REQUIREMENTS:
All of the listing below must be repeated word for word. Pictures are the only thing to omit.

━━━━━ INFORMATION SUPPLIED ━━━━━

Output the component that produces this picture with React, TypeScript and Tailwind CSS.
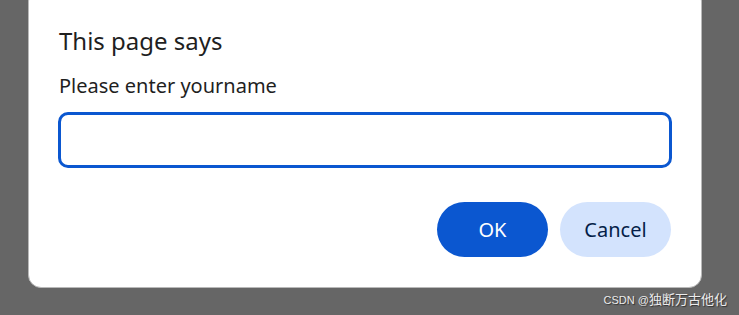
export default function App() {
  return (
    <div className="relative h-[315px] w-[739px] overflow-hidden bg-[#666666] font-['Noto_Sans','Open_Sans',sans-serif]">
      <div className="ml-[28px] mt-[-12px] w-[674px] rounded-[13px] border border-[#b9b9b9] bg-white pb-[30px] pl-[30px] pr-[30px] pt-[37px]">
        <h1 className="text-[24px] leading-[30px] text-[#1f1f1f]">This page says</h1>
        <p className="mt-[17px] text-[20px] leading-[26px] text-[#1f1f1f]">Please enter yourname</p>
        <input
          className="-ml-px mt-[13px] block h-[56px] w-[614px] rounded-[10px] border-[3px] border-[#0b57d0] px-3 text-[18px] outline-none"
          autoFocus
        />
        <div className="mt-[34px] flex justify-end gap-[12px]">
          <button className="h-[55px] w-[111px] rounded-full bg-[#0b57d0] text-[20px] text-white">OK</button>
          <button className="h-[55px] w-[111px] rounded-full bg-[#d3e3fd] text-[20px] text-[#041e49]">Cancel</button>
        </div>
      </div>
      <div className="absolute bottom-[7px] right-[12px] flex items-baseline leading-[16px] text-[#ececec] [text-shadow:1px_1px_1px_#333]">
        <span className="font-['Liberation_Sans',sans-serif] text-[11px]">CSDN @</span>
        <span className="font-['Noto_Sans_CJK_SC',sans-serif] text-[13px]">独断万古他化</span>
      </div>
    </div>
  );
}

━━━━━

EXERCISE RESPONSE:
Output the component that produces this picture with React, TypeScript and Tailwind CSS.
export default function App() {
  return (
    <div className="relative h-[315px] w-[739px] overflow-hidden bg-[#666666] font-['Noto_Sans','Open_Sans',sans-serif]">
      <div className="ml-[28px] mt-[-12px] w-[674px] rounded-[13px] border border-[#b9b9b9] bg-white pb-[30px] pl-[30px] pr-[30px] pt-[37px]">
        <h1 className="text-[24px] leading-[30px] text-[#1f1f1f]">This page says</h1>
        <p className="mt-[17px] text-[20px] leading-[26px] text-[#1f1f1f]">Please enter yourname</p>
        <input
          className="-ml-px mt-[13px] block h-[56px] w-[614px] rounded-[10px] border-[3px] border-[#0b57d0] px-3 text-[18px] outline-none"
          autoFocus
        />
        <div className="mt-[34px] flex justify-end gap-[12px]">
          <button className="h-[55px] w-[111px] rounded-full bg-[#0b57d0] text-[20px] text-white">OK</button>
          <button className="h-[55px] w-[111px] rounded-full bg-[#d3e3fd] text-[20px] text-[#041e49]">Cancel</button>
        </div>
      </div>
      <div className="absolute bottom-[7px] right-[12px] flex items-baseline leading-[16px] text-[#ececec] [text-shadow:1px_1px_1px_#333]">
        <span className="font-['Liberation_Sans',sans-serif] text-[11px]">CSDN @</span>
        <span className="font-['Noto_Sans_CJK_SC',sans-serif] text-[13px]">独断万古他化</span>
      </div>
    </div>
  );
}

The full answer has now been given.